Justin Coker, Vice President, EMEA Skybox Security

As financial services players based in the UK consider their future in a post-Brexit landscape, they need to be mindful of the security issues that can emerge from cross border re-organisations and internal mergers, a cybersecurity and analytics expert has warned.
As the end of March approaches, some organisations have taken the opportunity to move their centre of operations out of the UK, so they can continue to benefit from EU trade laws and attempt to minimise disruption to their business, said Justin Coker, Vice President, EMEA Skybox Security, citing as an example Bank of America Merrill Lynch which completed the cross-border merger of its UK banking unit with its Ireland-based arm in December, making Dublin the hub for its main European banking entity.
“As companies such as this undertake cross-border mergers, CISOs and CIOs need to be aware of the security risks involved even when the business reorganisation is internal,” he said. “You’re not just merging systems, processes and people — you’re also bringing hundreds, possibly thousands, of new devices onto the network.

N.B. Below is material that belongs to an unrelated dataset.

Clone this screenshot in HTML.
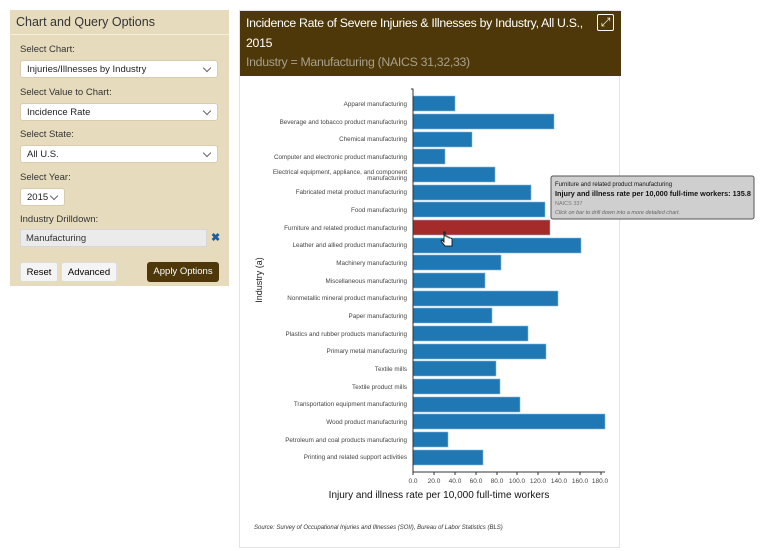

New devices all have the potential to bring new cyber risks to your business, and that’s before you’ve looked into other aspects like legacy systems, servers, industry–specific technologies and drastically different IT policies over the years.”
He warned that mergers also change the dynamic of the attack surface, introducing new elements to the security environment that executives need to have visibility of: “It’s critical that businesses maintain holistic control over their attack surface during the transition phase so that they are able to manage their changing risk and compliance exposure,” he said. “Of course, these security concerns also present major issues for the board, as they can affect the bottom line and possibly the merger itself. You wouldn’t buy an organisation that leaves its doors unlocked. So why treat cybersecurity differently?”